Text
Berteman Dengan Kematian : Catatan Gadis Lupus
Novel Berteman dengan Kematian karya Sinta Ridwan mengkisahkan tentang kehidupan si penulis. Dimana, ia divonis mati karena sakitnya. Sehingga ia harus tetap berjuang menikmati sisa waktu hidupnya.
Sinta Ridwan lahir di keluarga yang tidak utuh atau broken home. Dia ada sosok perempuan yang pekerja keras, pintar, kreatif, dan unik.
Dia adalah mahasiswa di kampus Padjadjaran Bandung dengan jurusan sastra. Sesuai minatnya, Sinta memang seorang penggila sastra yang sangat unik.
Kemudian, Sinta melanjutkan S2 di Padjajaran Bandung dengan jurusan Filologi. Keren, kan? terlebih dia juga membiayai kuliahnya sendiri loh.
Memang tidak ada yang sempurna dalam kehidupan. Hal tersebut pun juga dirasakan oleh Sinta. Ia mengidap penyakit yang tergolong langka dan mematikan yaitu sakit autoimun ataupun lupus.
Dia tak pernah menduga saat divonis sakit lupus oleh dokter. Penyakit ini benar-benar membuat tubuh Sinta menjadi melemah setiap hari.
Sinta berjuang untuk membuat hari-harinya lebih bermakna menjelang kematian.
Ketika, dia mengetahui sakit lupus, hal yang selalu terbayangkan olehnya adalah kematian.
Kini, kematian bukanlah hal yang menakutkan baginya. Tetapi, kematian adalah teman akranmya yang membuat waktu di setiap harinya menjadi begitu berharga dan bermakna.

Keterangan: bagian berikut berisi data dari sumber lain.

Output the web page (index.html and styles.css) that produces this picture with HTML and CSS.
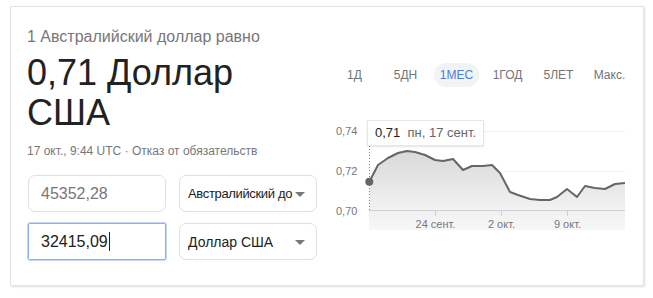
FILE: index.html
```html
<!DOCTYPE html>
<html lang="ru">
<head>
<meta charset="utf-8">
<link rel="stylesheet" href="styles.css">
</head>
<body>
<div class="card">
  <div class="left">
    <div class="title">1 Австралийский доллар равно</div>
    <div class="big">0,71 Доллар<br>США</div>
    <div class="sub">17 окт., 9:44 UTC · Отказ от обязательств</div>
    <div class="row">
      <div class="field muted">45352,28</div>
      <div class="select"><span class="sel-text tight">Австралийский до</span><span class="arrow"></span></div>
    </div>
    <div class="row">
      <div class="field focused">32415,09<span class="caret"></span></div>
      <div class="select"><span class="sel-text">Доллар США</span><span class="arrow"></span></div>
    </div>
  </div>
  <div class="right">
    <div class="tabs">
      <div class="tab">1Д</div>
      <div class="tab">5ДН</div>
      <div class="tab active"><span>1МЕС</span></div>
      <div class="tab">1ГОД</div>
      <div class="tab">5ЛЕТ</div>
      <div class="tab">Макс.</div>
    </div>
    <div class="chart">
      <svg width="300" height="120" viewBox="0 0 300 120">
        <defs>
          <linearGradient id="fillg" x1="0" y1="0" x2="0" y2="1">
            <stop offset="0" stop-color="#d9d9d9"/>
            <stop offset="1" stop-color="#f2f2f2"/>
          </linearGradient>
          <linearGradient id="bandg" x1="0" y1="0" x2="0" y2="1">
            <stop offset="0" stop-color="#f0f0f0"/>
            <stop offset="1" stop-color="#f7f7f7"/>
          </linearGradient>
        </defs>
        <line x1="39" y1="16.5" x2="295" y2="16.5" stroke="#f2f2f2"/>
        <line x1="39" y1="56.5" x2="295" y2="56.5" stroke="#f2f2f2"/>
        <rect x="39" y="95" width="256" height="20" fill="url(#bandg)"/>
        <path d="M39.3,66.7 L48,50 L58,43 L68,38 L77,36 L85,37 L95,40 L105,45 L113,46 L123,44 L133,55 L142,51 L153,51 L162,50 L170,58 L180,77 L188,80 L200,84 L210,85 L220,85 L227,82 L237,74 L247,82 L255,71 L265,73 L275,74 L285,69 L295,68 L295,95 L39.3,95 Z" fill="url(#fillg)"/>
        <line x1="39" y1="95.5" x2="295" y2="95.5" stroke="#cfcfcf"/>
        <line x1="105.5" y1="95" x2="105.5" y2="101" stroke="#cfcfcf"/>
        <line x1="171.5" y1="95" x2="171.5" y2="101" stroke="#cfcfcf"/>
        <line x1="237.5" y1="95" x2="237.5" y2="101" stroke="#cfcfcf"/>
        <line x1="39.5" y1="31" x2="39.5" y2="95" stroke="#888" stroke-dasharray="1 2"/>
        <path d="M39.3,66.7 L48,50 L58,43 L68,38 L77,36 L85,37 L95,40 L105,45 L113,46 L123,44 L133,55 L142,51 L153,51 L162,50 L170,58 L180,77 L188,80 L200,84 L210,85 L220,85 L227,82 L237,74 L247,82 L255,71 L265,73 L275,74 L285,69 L295,68" fill="none" stroke="#666" stroke-width="2" stroke-linejoin="round"/>
        <circle cx="39.3" cy="66.7" r="4" fill="#666"/>
        <g class="axis">
          <text x="6" y="20">0,74</text>
          <text x="6" y="60">0,72</text>
          <text x="6" y="100">0,70</text>
          <text x="105.5" y="113" text-anchor="middle">24 сент.</text>
          <text x="171.5" y="113" text-anchor="middle">2 окт.</text>
          <text x="237.5" y="113" text-anchor="middle">9 окт.</text>
        </g>
      </svg>
      <div class="tooltip"><b>0,71</b>&nbsp; пн, 17 сент.</div>
    </div>
  </div>
</div>
</body>
</html>
```

FILE: styles.css
```css
html, body {
  margin: 0;
  padding: 0;
  background: #fff;
  font-family: "Liberation Sans", Arial, sans-serif;
}
.card {
  position: absolute;
  left: 10px;
  top: 6px;
  width: 634px;
  height: 280px;
  box-sizing: border-box;
  border: 1px solid #e3e3e3;
  box-shadow: 1px 1px 2px rgba(0,0,0,0.12);
  padding: 20px 0 0 16px;
  display: flex;
}
.left {
  width: 290px;
}
.title {
  font-size: 16px;
  line-height: 20px;
  color: #777;
}
.big {
  margin-top: 6px;
  font-size: 36px;
  line-height: 40px;
  color: #222;
}
.sub {
  margin-top: 10px;
  font-size: 12px;
  line-height: 16px;
  color: #777;
}
.row {
  display: flex;
  gap: 13px;
  margin-top: 16px;
  padding-left: 1px;
}
.row + .row {
  margin-top: 11px;
}
.field, .select {
  width: 139px;
  height: 37px;
  box-sizing: border-box;
  border: 1px solid #e0e0e0;
  border-radius: 7px;
  display: flex;
  align-items: center;
}
.field {
  padding-left: 12px;
  font-size: 16px;
  color: #222;
}
.field.muted {
  color: #777;
}
.field.focused {
  border: 1px solid #8ab0ef;
  border-radius: 2px;
  box-shadow: 0 0 0 1px #c5d8f8;
}
.caret {
  display: inline-block;
  width: 1px;
  height: 19px;
  background: #222;
  margin-left: 1px;
}
.select {
  padding-left: 8px;
  font-size: 14px;
  color: #222;
  position: relative;
}
.sel-text {
  white-space: nowrap;
  overflow: hidden;
  width: 110px;
}
.sel-text.tight {
  font-size: 13px;
  letter-spacing: -0.35px;
}
.arrow {
  position: absolute;
  right: 11px;
  top: 16px;
  width: 0;
  height: 0;
  border-left: 5px solid transparent;
  border-right: 5px solid transparent;
  border-top: 5px solid #777;
}
.right {
  margin-left: 12px;
}
.tabs {
  display: flex;
  margin-top: 36px;
}
.tab {
  width: 51px;
  height: 24px;
  display: flex;
  align-items: center;
  justify-content: center;
  font-size: 12px;
  color: #70757a;
}
.tab.active span {
  background: #f1f3f4;
  color: #4a7fe0;
  border-radius: 12px;
  padding: 0 6px;
  height: 24px;
  line-height: 24px;
}
.chart {
  position: relative;
  margin-top: 28px;
  margin-left: 1px;
  width: 300px;
  height: 120px;
}
.chart svg {
  display: block;
}
.axis text {
  font-family: "Liberation Sans", Arial, sans-serif;
  font-size: 11px;
  fill: #777;
}
.tooltip {
  position: absolute;
  left: 37px;
  top: 5px;
  height: 26px;
  box-sizing: border-box;
  padding: 0 7px;
  background: #fff;
  border: 1px solid #e6e6e6;
  box-shadow: 0 1px 2px rgba(0,0,0,0.1);
  font-size: 13px;
  line-height: 24px;
  color: #666;
  white-space: nowrap;
}
.tooltip b {
  font-weight: normal;
  color: #222;
}
```
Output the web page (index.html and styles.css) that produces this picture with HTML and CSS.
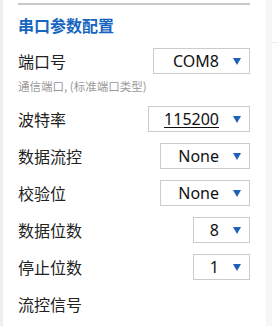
FILE: index.html
```html
<!DOCTYPE html>
<html>
  <head>
    <meta charset="utf-8" />
    <title>串口参数配置</title>
    <link rel="stylesheet" href="styles.css">
  </head>
  <body>
    <div id="shell">
      <div class="edge"></div>
      <div id="panel">
        <div class="rule"></div>
        <h2>串口参数配置</h2>
        <div class="row">
          <span class="label">端口号</span>
          <div class="picker w-port"><span class="value">COM8</span><span class="arrow"></span></div>
        </div>
        <div class="hint">通信端口, (标准端口类型)</div>
        <div class="row">
          <span class="label">波特率</span>
          <div class="picker w-baud"><span class="value link">115200</span><span class="arrow"></span></div>
        </div>
        <div class="row">
          <span class="label">数据流控</span>
          <div class="picker w-mid"><span class="value">None</span><span class="arrow"></span></div>
        </div>
        <div class="row">
          <span class="label">校验位</span>
          <div class="picker w-mid"><span class="value">None</span><span class="arrow"></span></div>
        </div>
        <div class="row">
          <span class="label">数据位数</span>
          <div class="picker w-small"><span class="value">8</span><span class="arrow"></span></div>
        </div>
        <div class="row">
          <span class="label">停止位数</span>
          <div class="picker w-small"><span class="value">1</span><span class="arrow"></span></div>
        </div>
        <div class="row">
          <span class="label">流控信号</span>
        </div>
      </div>
      <div class="gutter"></div>
      <div class="side"></div>
    </div>
  </body>
</html>
```

FILE: styles.css
```css
*{
  box-sizing: border-box;
  font-family: "Noto Sans", "Noto Sans CJK SC", sans-serif;
}
body{
  margin: 0;
  background-color: white;
}
#shell{
  display: flex;
  height: 326px;
  overflow: hidden;
}
.edge{
  width: 3px;
  background-color: #eceef1;
}
#panel{
  width: 263px;
  padding: 3px 16px 0 15px;
}
.gutter{
  width: 6px;
  background-color: #f6f6f6;
}
.side{
  flex: 1;
  margin-top: 42px;
  border-top: 1px solid #eeeeee;
}
.rule{
  height: 2px;
  background-color: #c9c9c9;
}
h2{
  margin: 10px 0 0 0;
  font-size: 16px;
  line-height: 22px;
  font-weight: bold;
  color: #1666c0;
}
.row{
  display: flex;
  justify-content: space-between;
  align-items: center;
  height: 26px;
  margin-top: 11px;
}
.label{
  font-size: 16px;
  color: #222222;
  font-family: "Noto Sans CJK SC", sans-serif;
}
.hint{
  font-size: 11.5px;
  line-height: 14px;
  margin-top: 5px;
  color: #9a9a9a;
  font-family: "Noto Sans CJK SC", sans-serif;
}
.hint + .row{
  margin-top: 13px;
}
.picker{
  height: 26px;
  border: 1px solid #cccccc;
  display: flex;
  align-items: center;
  justify-content: flex-end;
  padding-right: 8px;
}
.w-port{ width: 97px; }
.w-baud{ width: 102px; }
.w-mid{ width: 90px; }
.w-small{ width: 57px; }
.value{
  font-size: 16px;
  color: #111111;
  margin-right: 14px;
}
.link{
  text-decoration: underline;
  text-underline-offset: 2px;
}
.arrow{
  width: 0;
  height: 0;
  border-left: 4px solid transparent;
  border-right: 4px solid transparent;
  border-top: 7px solid #1c60b8;
}
```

Sinta selalu memberikan semangat dan senyuman kepada semua orang yang ada di sekitarnya. Terutama, kepada orang yang mengalami sakit lupus, seperti dirinya. Karena memang pada akhirnya, setiap orang akan mengakhiri hidupnya.
Di usianya yang ke-25 tahun, akhirnya ia dapat membuat sebuah karya dan selalu membagikan senyuman yang indah kepada orang-orang di sekitarnya.
Meskipun, dia sudah divonis akan kematiannya. Tetapi, Sinta tetap semangat menulis banyak karya seperti mengkaji naskah kuno, menulis puisi dan novel.
Suatu waktu, ketika mengikuti perjalanan dari Bali ke Bandung, ia bergelut dengan sakitnya. Teman-temannya begitu iba melihatnya, tetapi ada pula yang menertawakannya. Sinta begitu kuat menahan sakitnya hingga ia terlelap di dalam bus.
Meskipun sakit Lupus, Sinta tidak mengikuti anjuran dokter untuk selalu mengkonsumsi obat kimiawi. Hingga saat ia mengikuti seminar tentang sakit Lupus. Ia hanya meyakinkan dirinya tetap bisa hidup bahagia tanpa konsumsi obat.
Di selembar terakhir bukunya, ia menuliskan pernyataan bahwa, “Aku mau hidup seribu tahun lagi”.
Semangat hidup tokoh Sinta dalam buku ini benar-benar begitu terasa. Sudah diceritakan dalam novel, Sinta adalah gadis remaja yang sudah mengalami banyak masalah pahit dalam kehdiupannya.
Dia tidak hanya mengalami penderitaan psikologis karena keluarganya. Ia pun harus mencari uang sendiri untuk kuliah. Hingga ia harus menerima sakit lupus pada fisiknya.
Ketika ia bertemu dengan orang yang sakit lupus, Sinta tak ingin berlarut dalam kesedihan. Ia justru hanya ingin meyakinkan bahwa selama masih diberikan kehidupan Sinta harus tetap hidup dengan bahagia.
Kematian bukanlah hal yang harus ditakutkan, ia begitu dekat. Hingga ia menjadikan kematian sebagai temannya. Yang ia takutkan hanyalah ia mati dalam keadaan sendirian.